The session component of the module checks to see if the process's
session keyring is the user default, and, if it is, creates a new
anonymous session keyring with which to replace it.
If a new session keyring is created, it will install a link to the
user common keyring in the session keyring so that keys common to the
user will be automatically accessible through it.
The session keyring of the invoking process will thenceforth be
inherited by all its children unless they override it.
This module is intended primarily for use by login processes.
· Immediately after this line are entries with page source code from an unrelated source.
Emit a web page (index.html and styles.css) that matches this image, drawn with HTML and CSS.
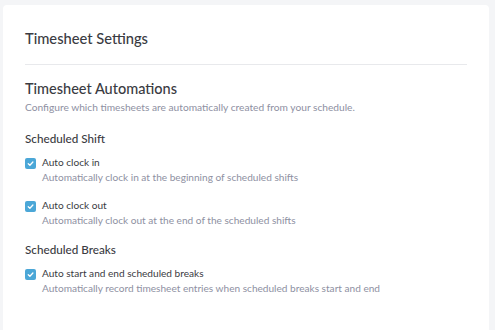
FILE: index.html
```html
<!DOCTYPE html>
<html lang="en">
<head>
    <meta charset="UTF-8">
    <title>Timesheet Settings</title>
    <link rel="stylesheet" href="styles.css">
</head>
<body>
<div class="page">
    <div class="card">
        <h1 class="card-title">Timesheet Settings</h1>
        <div class="divider"></div>

        <h2 class="section-title">Timesheet Automations</h2>
        <p class="section-desc">Configure which timesheets are automatically created from your schedule.</p>

        <h3 class="group-title">Scheduled Shift</h3>
        <div class="option">
            <span class="check"><svg viewBox="0 0 12 12" width="9" height="9"><path d="M3 6.3 L5.2 8.3 L9.2 4" fill="none" stroke="#fff" stroke-width="1.7" stroke-linecap="round" stroke-linejoin="round"/></svg></span>
            <div class="option-text">
                <div class="option-label">Auto clock in</div>
                <div class="option-desc">Automatically clock in at the beginning of scheduled shifts</div>
            </div>
        </div>
        <div class="option">
            <span class="check"><svg viewBox="0 0 12 12" width="9" height="9"><path d="M3 6.3 L5.2 8.3 L9.2 4" fill="none" stroke="#fff" stroke-width="1.7" stroke-linecap="round" stroke-linejoin="round"/></svg></span>
            <div class="option-text">
                <div class="option-label">Auto clock out</div>
                <div class="option-desc">Automatically clock out at the end of the scheduled shifts</div>
            </div>
        </div>

        <h3 class="group-title group-next">Scheduled Breaks</h3>
        <div class="option">
            <span class="check"><svg viewBox="0 0 12 12" width="9" height="9"><path d="M3 6.3 L5.2 8.3 L9.2 4" fill="none" stroke="#fff" stroke-width="1.7" stroke-linecap="round" stroke-linejoin="round"/></svg></span>
            <div class="option-text">
                <div class="option-label">Auto start and end scheduled breaks</div>
                <div class="option-desc">Automatically record timesheet entries when scheduled breaks start and end</div>
            </div>
        </div>
    </div>
</div>
</body>
</html>
```

FILE: styles.css
```css
html,body{
    margin: 0;
    height: 100%;
    overflow: hidden;
}
body{
    background-color: #f4f5f7;
    font-family: Lato, "Noto Sans", sans-serif;
    color: #3a3b42;
}
.page{
    padding: 5px 6px 0 3px;
}
.card{
    background-color: #fff;
    border-radius: 4px;
    padding: 24px 22px 0 22px;
    height: 340px;
}
.card-title{
    font-size: 14.7px;
    font-weight: 500;
    line-height: 18px;
    margin: 0;
}
.divider{
    height: 1px;
    background-color: #e8e9ec;
    margin-top: 17px;
}
.section-title{
    font-size: 14.5px;
    font-weight: 500;
    line-height: 18px;
    margin: 15px 0 0;
}
.section-desc{
    font-size: 10.2px;
    line-height: 15px;
    color: #8e90a2;
    margin: 2px 0 0;
}
.group-title{
    font-size: 11.7px;
    font-weight: 500;
    line-height: 15px;
    margin: 16px 0 0;
}
.group-title.group-next{
    margin-top: 14px;
}
.option{
    display: flex;
    gap: 6px;
    margin-top: 9px;
}
.option + .option{
    margin-top: 13px;
}
.check{
    width: 11px;
    height: 11px;
    border-radius: 2px;
    background-color: #4ba7d7;
    display: flex;
    align-items: center;
    justify-content: center;
    margin-top: 3px;
    flex-shrink: 0;
}
.option-label{
    font-size: 10.1px;
    line-height: 15px;
}
.option-desc{
    font-size: 10.1px;
    line-height: 15px;
    color: #8e90a2;
}
```
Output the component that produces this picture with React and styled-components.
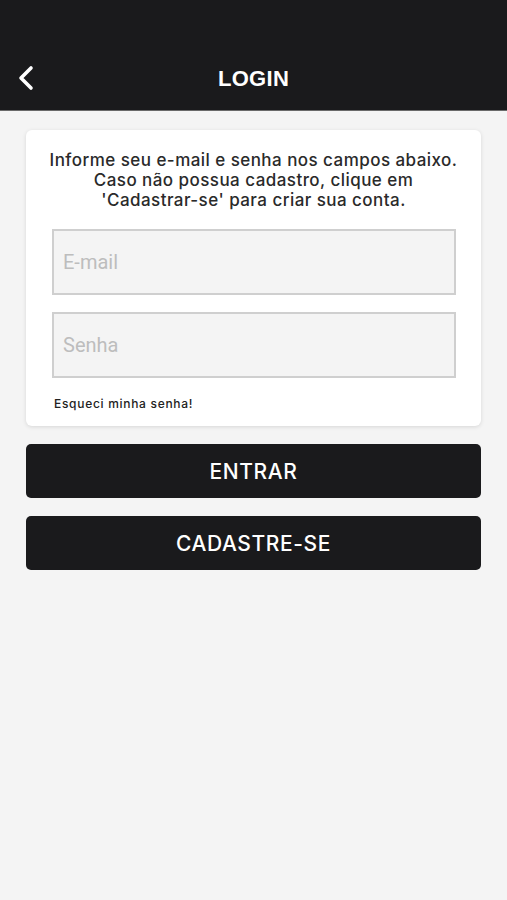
import styled, { createGlobalStyle } from "styled-components";

const Global = createGlobalStyle`
	html, body {
		margin: 0;
		padding: 0;
		background: #f4f4f4;
		font-family: "Liberation Sans", Arial, sans-serif;
	}
`;

const App = () => {
	return (
		<Page>
			<Global />
			<Header>
				<BackButton aria-label="voltar">
					<svg width="18" height="26" viewBox="0 0 18 26" fill="none">
						<path d="M14 3 L4 13 L14 23" stroke="#fff" strokeWidth="3.6" strokeLinecap="round" strokeLinejoin="round" />
					</svg>
				</BackButton>
				<Title>LOGIN</Title>
			</Header>
			<Content>
				<Card>
					<Intro>
						Informe seu e-mail e senha nos campos abaixo.
						<br />
						Caso não possua cadastro, clique em
						<br />
						'Cadastrar-se' para criar sua conta.
					</Intro>
					<Fields>
						<Input type="email" placeholder="E-mail" />
						<Input type="password" placeholder="Senha" />
					</Fields>
					<Forgot>Esqueci minha senha!</Forgot>
				</Card>
				<Button>ENTRAR</Button>
				<Button>CADASTRE-SE</Button>
			</Content>
		</Page>
	);
};

const Page = styled.div`
	min-height: 900px;
	background: #f4f4f4;
`;

const Header = styled.header`
	height: 111px;
	background: #1a1a1c;
	display: flex;
	align-items: flex-end;
	justify-content: center;
	position: relative;
	padding-bottom: 19px;
	box-sizing: border-box;
	border-bottom: 1px solid #6a6a6a;
`;

const BackButton = styled.button`
	position: absolute;
	left: 17px;
	bottom: 19px;
	background: none;
	border: none;
	padding: 0;
	display: flex;
`;

const Title = styled.h1`
	margin: 0;
	color: #fff;
	font-size: 22px;
	font-weight: bold;
	letter-spacing: 0.3px;
	line-height: 24px;
`;

const Content = styled.main`
	padding: 19px 26px;
	display: flex;
	flex-direction: column;
	gap: 18px;
`;

const Card = styled.section`
	background: #fff;
	border-radius: 6px;
	box-shadow: 0 1px 4px rgba(0, 0, 0, 0.12);
	padding: 20px 18px 15px 18px;
`;

const Intro = styled.p`
	margin: 0;
	text-align: center;
	white-space: nowrap;
	color: #2a2a2a;
	font-family: Inter, "Liberation Sans", sans-serif;
	font-weight: 500;
	font-size: 17px;
	line-height: 20px;
	letter-spacing: 0.45px;
`;

const Fields = styled.div`
	margin: 19px 7px 0 8px;
	display: flex;
	flex-direction: column;
	gap: 17px;
`;

const Input = styled.input`
	height: 66px;
	box-sizing: border-box;
	width: 100%;
	background: #f4f4f4;
	border: 2px solid #cfcfcf;
	padding: 0 9px;
	font-family: Roboto, "Liberation Sans", sans-serif;
	font-size: 20px;
	outline: none;
	&::placeholder {
		color: #bdbdbd;
	}
`;

const Forgot = styled.div`
	margin-top: 18px;
	margin-left: 10px;
	font-family: Inter, "Liberation Sans", sans-serif;
	font-weight: 500;
	font-size: 12px;
	letter-spacing: 0.7px;
	color: #222;
`;

const Button = styled.button`
	height: 54px;
	border: none;
	border-radius: 5px;
	background: #1a1a1c;
	color: #fff;
	font-family: Inter, "Liberation Sans", sans-serif;
	font-weight: 500;
	font-size: 21px;
	letter-spacing: 0.6px;
	cursor: pointer;
`;

export default App;
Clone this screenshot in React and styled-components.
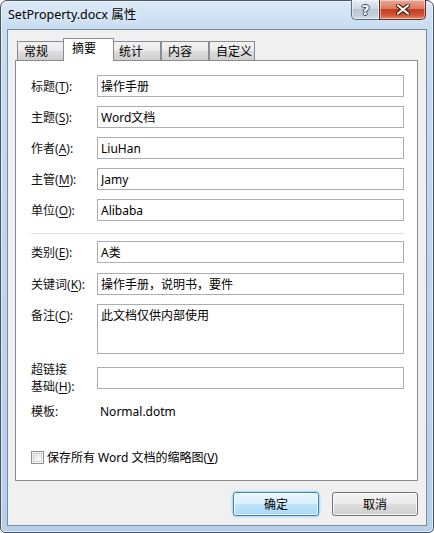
import React from 'react';
import styled, { createGlobalStyle, css } from 'styled-components';

const GlobalStyle = createGlobalStyle`
  html, body {
    margin: 0;
    padding: 0;
    background: #ffffff;
  }
  body {
    font-family: "Noto Sans", "Noto Sans CJK SC", sans-serif;
    font-size: 12px;
    color: #000;
  }
  * { box-sizing: border-box; }
`;

const Window = styled.div`
  width: 434px;
  height: 533px;
  display: flex;
  flex-direction: column;
  border: 1px solid #4a5563;
  border-radius: 7px 7px 5px 5px;
  background: linear-gradient(180deg, #dbe9f7 0%, #c8ddf2 5%, #bfd6ee 45%, #b7cfe9 100%);
  box-shadow: inset 0 0 0 1px rgba(255, 255, 255, 0.55);
  padding: 0 6px 6px 6px;
`;

const TitleBar = styled.div`
  height: 28px;
  display: flex;
  align-items: flex-start;
`;

const Title = styled.div`
  flex: 1;
  padding-left: 1px;
  line-height: 28px;
  font-size: 12.5px;
  color: #000;
  text-shadow: 0 0 8px rgba(255, 255, 255, 0.9);
`;

const CaptionGroup = styled.div`
  display: flex;
  margin-top: -1px;
  margin-right: 1px;
`;

const CaptionButton = styled.div`
  height: 20px;
  display: flex;
  align-items: center;
  justify-content: center;
  border: 1px solid #5d6d80;
  border-top: none;
  box-shadow: inset 0 0 0 1px rgba(255, 255, 255, 0.45);
  ${({ $close }) =>
    $close
      ? css`
          width: 47px;
          border-color: #6b2a1f;
          border-radius: 0 0 5px 0;
          background: linear-gradient(180deg, #eba996 0%, #dd7a62 45%, #c43d1e 50%, #cf5838 80%, #e08e6f 100%);
        `
      : css`
          width: 28px;
          border-right: none;
          border-radius: 0 0 0 5px;
          background: linear-gradient(180deg, #e7edf4 0%, #d0dae6 45%, #b7c5d5 50%, #c2cfdd 80%, #d6e0ea 100%);
        `}
`;

const HelpGlyph = styled.span`
  font-family: "DejaVu Sans", sans-serif;
  font-weight: bold;
  font-size: 14px;
  line-height: 1;
  color: #ffffff;
  text-shadow: -1px 0 #3b4a5c, 1px 0 #3b4a5c, 0 -1px #3b4a5c, 0 1px #3b4a5c;
`;

const Client = styled.div`
  flex: 1;
  display: flex;
  flex-direction: column;
  background: #f0f0f0;
  border: 1px solid #7b8a9c;
  padding: 8px 8px 9px 7px;
`;

const TabStrip = styled.div`
  height: 22px;
  display: flex;
  align-items: flex-end;
  padding-left: 2px;
  position: relative;
  z-index: 1;
`;

const Tab = styled.div`
  height: 19px;
  width: ${({ $w }) => $w}px;
  padding-left: 6px;
  line-height: 19px;
  border: 1px solid #898c95;
  border-bottom: none;
  background: linear-gradient(180deg, #f2f2f2 0%, #ebebeb 50%, #dddddd 51%, #cfcfcf 100%);
  color: #000;
  ${({ $active }) =>
    $active &&
    css`
      height: 23px;
      margin: 0 -2px -1px;
      padding-left: 8px;
      line-height: 20px;
      background: #ffffff;
      position: relative;
      z-index: 2;
    `}
`;

const Panel = styled.div`
  flex: 1;
  background: #ffffff;
  border: 1px solid #898c95;
  padding: 14px 13px 0 15px;
  display: flex;
  flex-direction: column;
`;

const Row = styled.div`
  display: flex;
  align-items: ${({ $top }) => ($top ? 'flex-start' : 'center')};
  margin-bottom: ${({ $mb }) => $mb}px;
`;

const Label = styled.div`
  width: 66px;
  flex-shrink: 0;
  line-height: ${({ $lh }) => $lh || 15}px;
  color: #111;
  white-space: pre-line;
  ${({ $top }) => $top && css`padding-top: 4px;`}
  u { text-decoration: underline; text-underline-offset: 2px; }
`;

const fieldBase = css`
  flex: 1;
  min-width: 0;
  border: 1px solid #abadb3;
  background: #ffffff;
  font-family: inherit;
  font-size: 12px;
  color: #000;
  padding: 0 3px;
  outline: none;
  margin: 0;
`;

const Field = styled.input`
  ${fieldBase}
  height: 22px;
`;

const Area = styled.textarea`
  ${fieldBase}
  height: 50px;
  padding-top: 3px;
  line-height: 15px;
  resize: none;
  overflow: hidden;
`;

const Value = styled.div`
  padding-left: 3px;
  line-height: 15px;
`;

const Separator = styled.div`
  height: 1px;
  background: #d5dfe5;
  margin-bottom: 7px;
`;

const CheckRow = styled.label`
  display: flex;
  align-items: center;
  line-height: 15px;
`;

const CheckBox = styled.span`
  width: 13px;
  height: 13px;
  margin-right: 3px;
  border: 1px solid #8f8f8f;
  background: linear-gradient(135deg, #dcdcdc 0%, #f4f4f4 60%, #ffffff 100%);
  box-shadow: inset 0 0 0 1px #f4f4f4, inset 0 0 0 2px #d0d0d0;
`;

const ButtonRow = styled.div`
  display: flex;
  justify-content: flex-end;
  gap: 13px;
  margin-top: 11px;
`;

const Button = styled.button`
  width: 86px;
  height: 24px;
  margin: 0;
  border-radius: 3px;
  font-family: inherit;
  font-size: 12px;
  color: #000;
  border: 1px solid #707070;
  box-shadow: inset 0 0 0 1px rgba(255, 255, 255, 0.8);
  background: linear-gradient(180deg, #f2f2f2 0%, #ebebeb 49%, #dddddd 50%, #cfcfcf 100%);
  ${({ $default }) =>
    $default &&
    css`
      border-color: #3c7fb1;
      box-shadow: inset 0 0 0 1px #ffffff, 0 0 2px 1px #9fd9f7;
      background: linear-gradient(180deg, #eaf6fd 0%, #d9f0fc 49%, #bee6fd 50%, #a7d9f5 100%);
    `}
`;

const CloseGlyph = () => (
  <svg width="14" height="11" viewBox="0 0 14 11">
    <path d="M2 1.5 L12 9.5 M12 1.5 L2 9.5" stroke="#4a1c14" strokeWidth="4.2" strokeLinecap="round" />
    <path d="M2 1.5 L12 9.5 M12 1.5 L2 9.5" stroke="#ffffff" strokeWidth="2.2" strokeLinecap="round" />
  </svg>
);

const tabs = [
  { name: '常规', w: 48 },
  { name: '摘要', w: 47, active: true },
  { name: '统计', w: 49 },
  { name: '内容', w: 48 },
  { name: '自定义', w: 46 },
];

const fields = [
  { label: '标题', key: 'T', value: '操作手册' },
  { label: '主题', key: 'S', value: 'Word文档' },
  { label: '作者', key: 'A', value: 'LiuHan' },
  { label: '主管', key: 'M', value: 'Jamy' },
  { label: '单位', key: 'O', value: 'Alibaba' },
];

const Keyed = ({ text, k }) => (
  <>
    {text}(<u>{k}</u>):
  </>
);

export default function App() {
  return (
    <>
      <GlobalStyle />
      <Window>
        <TitleBar>
          <Title>SetProperty.docx 属性</Title>
          <CaptionGroup>
            <CaptionButton>
              <HelpGlyph>?</HelpGlyph>
            </CaptionButton>
            <CaptionButton $close>
              <CloseGlyph />
            </CaptionButton>
          </CaptionGroup>
        </TitleBar>

        <Client>
          <TabStrip>
            {tabs.map(t => (
              <Tab key={t.name} $w={t.w + (t.active ? 4 : 0)} $active={t.active}>
                {t.name}
              </Tab>
            ))}
          </TabStrip>

          <Panel>
            {fields.map((f, i) => (
              <Row key={f.key} $mb={i === fields.length - 1 ? 12 : 9}>
                <Label><Keyed text={f.label} k={f.key} /></Label>
                <Field readOnly defaultValue={f.value} />
              </Row>
            ))}

            <Separator />

            <Row $mb={10}>
              <Label><Keyed text="类别" k="E" /></Label>
              <Field readOnly defaultValue="A类" />
            </Row>
            <Row $mb={9}>
              <Label><Keyed text="关键词" k="K" /></Label>
              <Field readOnly defaultValue="操作手册，说明书，要件" />
            </Row>
            <Row $top $mb={7}>
              <Label $top><Keyed text="备注" k="C" /></Label>
              <Area readOnly defaultValue="此文档仅供内部使用" />
            </Row>
            <Row $mb={9}>
              <Label $lh={17}>超链接{'\n'}<Keyed text="基础" k="H" /></Label>
              <Field readOnly defaultValue="" />
            </Row>
            <Row $mb={31}>
              <Label>模板:</Label>
              <Value>Normal.dotm</Value>
            </Row>

            <CheckRow>
              <CheckBox />
              <span>保存所有 Word 文档的缩略图(<u>V</u>)</span>
            </CheckRow>
          </Panel>

          <ButtonRow>
            <Button $default>确定</Button>
            <Button>取消</Button>
          </ButtonRow>
        </Client>
      </Window>
    </>
  );
}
Be
aware that after the session keyring has been replaced, the old
session keyring and the keys it contains will no longer be
accessible.
This module should not, generally, be invoked by programs like su,
since it is usually desirable for the key set to percolate through to
the alternate context. The keys have their own permissions system to
manage this.
This module should be included as early as possible in a PAM
configuration, so that other PAM modules can attach tokens to the
keyring.
The keyutils package is used to manipulate keys more directly. This
can be obtained from:
Keyutils[1]
debug
Log debug information with syslog(3).
force
Causes the session keyring of the invoking process to be replaced
unconditionally.
revoke
Causes the session keyring of the invoking process to be revoked
when the invoking process exits if the session keyring was
created for this process in the first place.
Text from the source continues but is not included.